3.5.6. Site Generation and Reporting

Another important feature of Maven is its ability to generate documentation and reports. In your simple project’s directory, execute the following command:

$ mvn site

This will execute the site lifecycle phase. Unlike the default build lifecycle that manages generation of code, manipulation of resources, compilation, packaging, etc., this lifecycle is concerned solely with processing site content under the src/site directories and generating reports. After this command executes, you should see a project web site in the target/site directory. Load target/site/index.html and you should see a basic shell of a project site. This shell contains some reports under “Project Reports” in the lefthand navigation menu, and it also contains information about the project, the dependencies, and developers associated with it under “Project Information.” The simple project’s web site is mostly empty, since the POM contains very little information about itself beyond its Maven coordinates, a name, a URL, and a single test dependency.

On this site, you’ll notice that some default reports are available.
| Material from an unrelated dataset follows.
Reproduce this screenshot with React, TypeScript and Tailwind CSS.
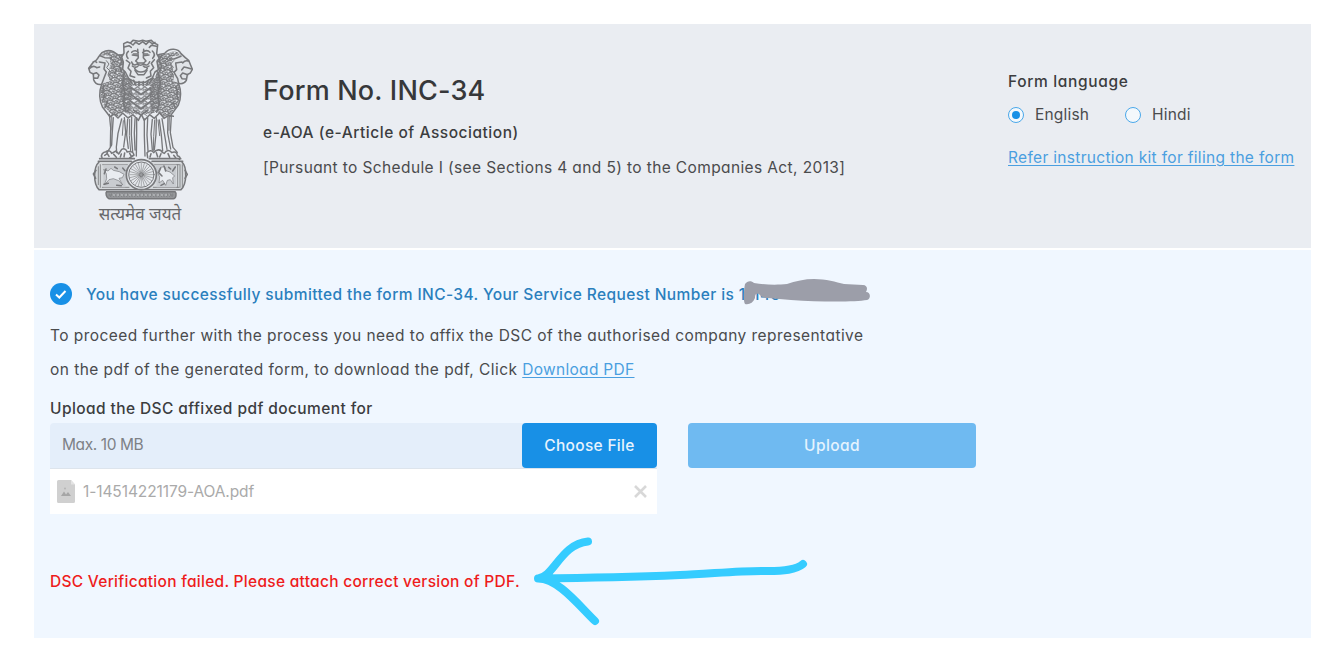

A unit test report communicates the success and failure of all unit tests in the project. Another report generates Javadoc for the project’s API. Maven provides a full range of configurable reports, such as the Clover report that examines unit test coverage, the JXR report that generates cross-referenced HTML source code listings useful for code reviews, the PMD report that analyzes source code for various coding problems, and the JDepend report that analyzes the dependencies between packages in a codebase. You can customize site reports by configuring which reports are included in a build via the pom.xml file.